NAS devices have many strengths that external hard drives don’t have, but their extra hardware makes for additional points of failure. They also have many strengths that full-fledged servers don’t have, such as their price point and ease of use, but their out-of-the-box functionality provides a risk of its own. Setting up a NAS device too hastily at the start can lead to problems later on. If the device isn’t properly set up to notify the user when things go wrong, the user can find themselves in preventable data loss situations.

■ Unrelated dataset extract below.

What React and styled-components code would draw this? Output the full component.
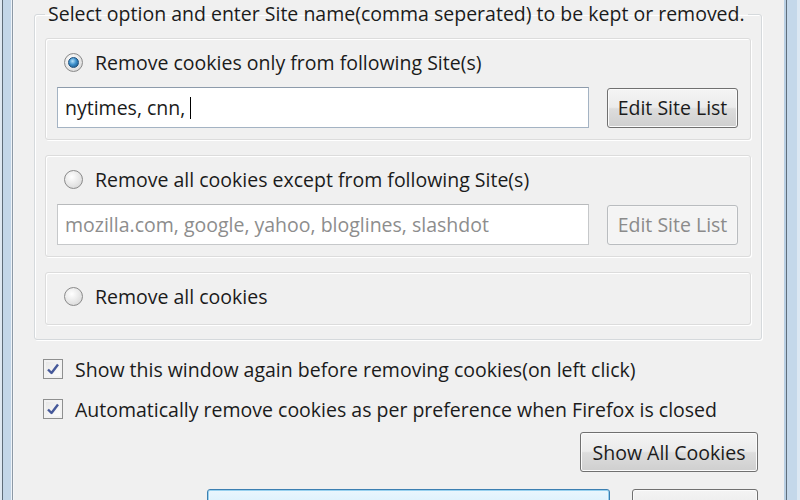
import React from "react";
import styled, { createGlobalStyle } from "styled-components";

const GlobalStyle = createGlobalStyle`
  html, body {
    margin: 0;
    padding: 0;
    background: #f0f0f0;
  }
  body {
    font-family: "Open Sans", "Noto Sans", sans-serif;
    color: #1b1b1b;
  }
`;

const Window = styled.div`
  width: 800px;
  height: 500px;
  display: flex;
  overflow: hidden;
  background: #f0f0f0;
`;

const FrameSide = styled.div`
  width: ${(p) => (p.right ? "16px" : "14px")};
  flex-shrink: 0;
  background: ${(p) =>
    p.right
      ? "linear-gradient(to right, #b9cfe3 0 2px, #5f6e7c 2px 3px, #c4d8ea 3px 13px, #dce8f3 13px 16px)"
      : "linear-gradient(to right, #dfe8f1 0 2px, #5f6c78 2px 3px, #c3d6e8 3px 11px, #eef3f8 11px 12px, #8d99a5 12px 13px, #f4f6f8 13px 14px)"};
`;

const Body = styled.div`
  flex: 1;
  padding: 2px 22px 0 20px;
  font-size: 19.5px;
`;

const GroupBox = styled.fieldset`
  margin: 0;
  padding: 12px 10px 14px 10px;
  border: 1px solid #d5d9dc;
  border-radius: 3px;
  box-shadow: inset 1px 1px 0 #fff, 1px 1px 0 #fff;
`;

const Legend = styled.legend`
  padding: 0 3px;
  line-height: 24px;
  height: 24px;
  white-space: nowrap;
`;

const OptionBox = styled.div`
  border: 1px solid #dcdcdc;
  border-radius: 3px;
  box-shadow: inset 1px 1px 0 #fff, 1px 1px 0 #fff;
  padding: 11px 12px ${(p) => (p.tall ? "11px" : "16px")} 11px;
  & + & {
    margin-top: 15px;
  }
`;

const RadioRow = styled.div`
  display: flex;
  align-items: center;
  height: 24px;
  padding-left: 7px;
  gap: 12px;
`;

const Radio = styled.span`
  width: 17px;
  height: 17px;
  border-radius: 50%;
  border: 1px solid #8a8a8a;
  background: radial-gradient(circle at 40% 35%, #ffffff 0, #e4e4e4 60%, #cfcfcf 100%);
  display: flex;
  align-items: center;
  justify-content: center;
  flex-shrink: 0;
  &::after {
    content: "";
    display: ${(p) => (p.checked ? "block" : "none")};
    width: 9px;
    height: 9px;
    border-radius: 50%;
    border: 1px solid #1d4f7c;
    background: radial-gradient(circle at 40% 35%, #b5e2fb 0, #3c8fcb 45%, #164a78 100%);
  }
`;

const FieldRow = styled.div`
  display: flex;
  gap: 18px;
  margin-top: 13px;
  align-items: center;
`;

const TextField = styled.div`
  flex: 1;
  height: 41px;
  box-sizing: border-box;
  border: 1px solid ${(p) => (p.disabled ? "#c6c8ca" : "#a4b3c3")};
  border-top-color: ${(p) => (p.disabled ? "#b8babc" : "#8d9bab")};
  background: #fff;
  display: flex;
  align-items: center;
  padding-left: 7px;
  color: ${(p) => (p.disabled ? "#8d8d8d" : "#1b1b1b")};
  white-space: nowrap;
`;

const Caret = styled.span`
  display: inline-block;
  width: 1px;
  height: 22px;
  background: #000;
  margin-left: 5px;
`;

const Button = styled.button`
  font-family: inherit;
  font-size: 19.5px;
  width: ${(p) => p.w || "131px"};
  height: 40px;
  padding: 0;
  border-radius: 3px;
  border: 1px solid ${(p) => (p.disabled ? "#b9bcbf" : "#707070")};
  color: ${(p) => (p.disabled ? "#8b8b8b" : "#1b1b1b")};
  background: ${(p) =>
    p.disabled
      ? "#f4f4f4"
      : "linear-gradient(to bottom, #f4f4f4 0%, #ebebeb 48%, #dddddd 52%, #cfcfcf 100%)"};
  box-shadow: inset 0 0 0 1px ${(p) => (p.disabled ? "#f7f7f7" : "#fbfbfb")};
  flex-shrink: 0;
  white-space: nowrap;
`;

const DefaultButton = styled(Button)`
  border-color: #3c7fb1;
  background: linear-gradient(to bottom, #eaf6fd 0%, #d9f0fc 48%, #bee6fd 52%, #a7d9f5 100%);
  box-shadow: inset 0 0 0 1px #98d1ef, inset 0 0 0 2px #eaf6fd;
`;

const CheckRow = styled.div`
  display: flex;
  align-items: center;
  height: 30px;
  padding-left: 9px;
  gap: 12px;
  margin-top: ${(p) => p.mt || "10px"};
  white-space: nowrap;
`;

const CheckBox = styled.span`
  width: 18px;
  height: 18px;
  border: 1px solid #8e8f8f;
  background: linear-gradient(135deg, #e4e4e4 0%, #f6f6f6 60%, #ffffff 100%);
  box-shadow: inset 0 0 0 2px #f2f2f2;
  display: flex;
  align-items: center;
  justify-content: center;
  flex-shrink: 0;
`;

const ActionRow = styled.div`
  display: flex;
  justify-content: flex-end;
  margin-top: 8px;
  padding-right: 4px;
`;

const DialogButtons = styled.div`
  display: flex;
  justify-content: flex-end;
  gap: 22px;
  margin-top: 17px;
  padding-right: 4px;
`;

function Check() {
  return (
    <svg width="14" height="14" viewBox="0 0 14 14">
      <path
        d="M2 7.5 L5.5 11 L12 2.5"
        fill="none"
        stroke="#46599a"
        strokeWidth="2.4"
        strokeLinejoin="round"
      />
    </svg>
  );
}

export default function App() {
  return (
    <Window>
      <GlobalStyle />
      <FrameSide />
      <Body>
        <GroupBox>
          <Legend>Select option and enter Site name(comma seperated) to be kept or removed.</Legend>
          <OptionBox tall>
            <RadioRow>
              <Radio checked />
              <span>Remove cookies only from following Site(s)</span>
            </RadioRow>
            <FieldRow>
              <TextField>
                nytimes, cnn,
                <Caret />
              </TextField>
              <Button>Edit Site List</Button>
            </FieldRow>
          </OptionBox>
          <OptionBox tall>
            <RadioRow>
              <Radio />
              <span>Remove all cookies except from following Site(s)</span>
            </RadioRow>
            <FieldRow>
              <TextField disabled>mozilla.com, google, yahoo, bloglines, slashdot</TextField>
              <Button disabled>Edit Site List</Button>
            </FieldRow>
          </OptionBox>
          <OptionBox>
            <RadioRow>
              <Radio />
              <span>Remove all cookies</span>
            </RadioRow>
          </OptionBox>
        </GroupBox>
        <CheckRow mt="14px">
          <CheckBox>
            <Check />
          </CheckBox>
          <span>Show this window again before removing cookies(on left click)</span>
        </CheckRow>
        <CheckRow>
          <CheckBox>
            <Check />
          </CheckBox>
          <span>Automatically remove cookies as per preference when Firefox is closed</span>
        </CheckRow>
        <ActionRow>
          <Button w="178px">Show All Cookies</Button>
        </ActionRow>
        {/* dialog buttons run off the bottom edge; their labels are below the fold */}
        <DialogButtons>
          <DefaultButton w="403px" aria-label="Remove Cookies" />
          <Button w="126px" aria-label="Cancel" />
        </DialogButtons>
      </Body>
      <FrameSide right />
    </Window>
  );
}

Recovering Data from a Linux RAID-5
Inside the client’s QNAP Turbo TVS-471, they had three Western Digital hard drives arranged in a RAID-5 setup. RAID-5 combines three or more hard drives into a single volume, with one of the drives providing redundancy. RAID-5 relies on a clever application of XOR mathematics to cram special “parity” data for the whole array into a single hard drive. The result is that a three-drive RAID array has two drives’ worth of storage space, but no matter which hard drive fails, the user doesn’t lose any data. However, if a second drive fails, the XOR parity data can’t fill in the blanks, and the array crashes.
The individual hard drives in a RAID-5 array are useless on their own, since all of the data you write to them—including filesystem metadata—gets split up across the three drives. If a computer can only see part of a whole, it can’t make any sense out of what it’s seeing. In a NAS device, the RAID controller uses special RAID metadata to arrange the drives properly. Outside of a NAS device, our engineers must examine the metadata ourselves and, using custom RAID emulation software, arrange the hard drives in the right order.

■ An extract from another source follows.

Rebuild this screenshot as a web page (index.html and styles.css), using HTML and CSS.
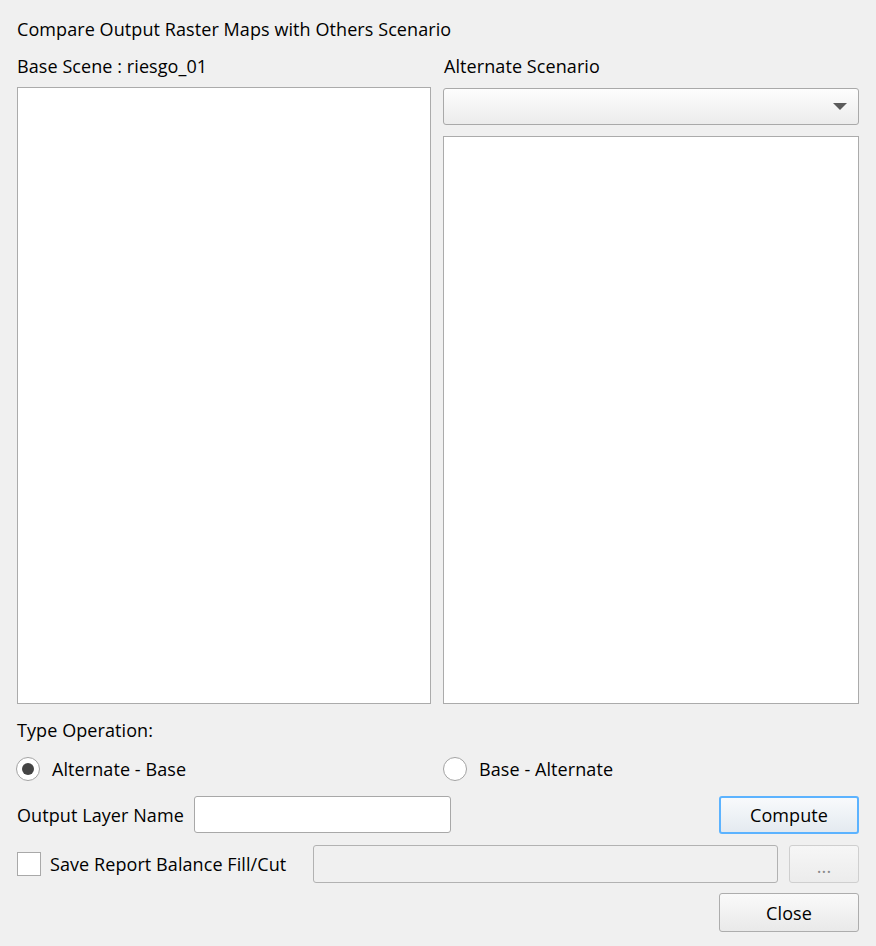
FILE: index.html
```html
<!DOCTYPE html>
<html>
<head>
<meta charset="utf-8">
<link rel="stylesheet" href="styles.css">
</head>
<body>
<div class="dialog">
  <div class="title">Compare Output Raster Maps with Others Scenario</div>
  <div class="panes">
    <div class="label">Base Scene : riesgo_01</div>
    <div class="label">Alternate Scenario</div>
    <div class="listbox left-list"></div>
    <div class="right-col">
      <div class="combo">
        <svg class="arrow" width="14" height="8" viewBox="0 0 14 8"><path d="M0 0H14L7 7Z" fill="#5b5b5b"/></svg>
      </div>
      <div class="listbox right-list"></div>
    </div>
  </div>
  <div class="section-label">Type Operation:</div>
  <div class="radios">
    <label class="radio-item"><span class="radio checked"><span class="dot"></span></span><span>Alternate - Base</span></label>
    <label class="radio-item"><span class="radio"></span><span>Base - Alternate</span></label>
  </div>
  <div class="output-row">
    <span class="out-label">Output Layer Name</span>
    <div class="lineedit out-edit"></div>
    <div class="spacer"></div>
    <div class="button primary">Compute</div>
  </div>
  <div class="save-row">
    <span class="checkbox"></span>
    <span class="save-label">Save Report Balance Fill/Cut</span>
    <div class="lineedit disabled path-edit"></div>
    <div class="button disabled dots">...</div>
  </div>
  <div class="close-row">
    <div class="button">Close</div>
  </div>
</div>
</body>
</html>
```

FILE: styles.css
```css
html, body {
  margin: 0;
  padding: 0;
  background: #f0f0f0;
}
body {
  font-family: "Open Sans", "Noto Sans", "Liberation Sans", sans-serif;
  font-size: 18px;
  letter-spacing: 0.08px;
  color: #000;
  width: 876px;
  height: 946px;
  overflow: hidden;
}
.dialog {
  padding: 16px 17px 0 17px;
  display: flex;
  flex-direction: column;
}
.title {
  height: 26px;
  line-height: 26px;
  white-space: nowrap;
}
.panes {
  margin-top: 11px;
  display: grid;
  grid-template-columns: 414px 416px;
  grid-template-rows: 26px auto;
  column-gap: 12px;
  row-gap: 8px;
}
.label {
  line-height: 26px;
  white-space: nowrap;
}
.label:nth-child(2) {
  padding-left: 1px;
}
.listbox {
  background: #fff;
  border: 1px solid #ababab;
  box-sizing: border-box;
}
.left-list {
  height: 617px;
}
.right-col {
  display: flex;
  flex-direction: column;
}
.combo {
  margin-top: 1px;
  height: 37px;
  box-sizing: border-box;
  border: 1px solid #a9a9a9;
  border-radius: 3px;
  background: linear-gradient(#fdfdfd, #ececec);
  display: flex;
  align-items: center;
  justify-content: flex-end;
  padding-right: 11px;
}
.arrow {
  display: block;
}
.right-list {
  margin-top: 11px;
  height: 568px;
}
.section-label {
  margin-top: 13px;
  height: 26px;
  line-height: 26px;
}
.radios {
  margin-top: 13px;
  height: 26px;
  display: grid;
  grid-template-columns: 427px 416px;
}
.radio-item {
  display: flex;
  align-items: center;
  gap: 12px;
  margin-left: -1px;
}
.radio {
  width: 24px;
  height: 24px;
  box-sizing: border-box;
  border: 1px solid #a3a3a3;
  border-radius: 50%;
  background: #fff;
  display: flex;
  align-items: center;
  justify-content: center;
}
.dot {
  width: 12px;
  height: 12px;
  border-radius: 50%;
  background: #444;
}
.output-row {
  margin-top: 14px;
  height: 38px;
  display: flex;
  align-items: center;
}
.out-label {
  width: 177px;
  white-space: nowrap;
}
.lineedit {
  box-sizing: border-box;
  border: 1px solid #a8a8a8;
  border-radius: 3px;
  background: #fff;
}
.out-edit {
  width: 257px;
  height: 37px;
  align-self: flex-start;
}
.spacer {
  flex: 1;
}
.button {
  width: 140px;
  height: 38px;
  box-sizing: border-box;
  border: 1px solid #adadad;
  border-radius: 3px;
  background: linear-gradient(#fafafa, #e9e9e9);
  display: flex;
  align-items: center;
  justify-content: center;
}
.button.primary {
  border: 2px solid #5cb3ff;
  background: linear-gradient(#f8fafc, #e4eaf0);
}
.save-row {
  margin-top: 11px;
  height: 38px;
  display: flex;
  align-items: center;
}
.checkbox {
  width: 24px;
  height: 24px;
  box-sizing: border-box;
  border: 1px solid #a9a9a9;
  background: #fff;
  margin-right: 9px;
}
.save-label {
  width: 263px;
  white-space: nowrap;
}
.lineedit.disabled {
  background: #f0f0f0;
  border-color: #b2b2b2;
}
.path-edit {
  width: 465px;
  height: 38px;
}
.button.dots {
  margin-left: 11px;
  width: 70px;
  border-color: #cfcfcf;
  background: linear-gradient(#f6f6f6, #ececec);
  color: #8a8a8a;
  padding-top: 4px;
}
.close-row {
  margin-top: 10px;
  display: flex;
  justify-content: flex-end;
}
.close-row .button {
  height: 39px;
}
```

The hard drives inside the client’s QNAP Turbo NAS device all had a few bad sectors of their own. These bad sectors had caused just enough damage to the filesystem to lock the client out of their data. But our RAID recovery experts know how to work around bad sectors to salvage the data in these situations.
QNAP NAS Recovery Results
After imaging 99.9% of the total storage volume created by the three-drive RAID-5 array, our engineers could sift through the volume and examine the client’s files. While the bad sectors on the client’s hard drives had caused the NAS device to become inaccessible, our Linux recovery experts could still access the Ext4 filesystem with the help of our fault-tolerant analysis tools. We successfully recovered 99.9% of the data from the client’s failed NAS device, including their financial database. The vast majority of the recovered data was totally intact. We rated this QNAP NAS recovery case a 9 on our ten-point scale.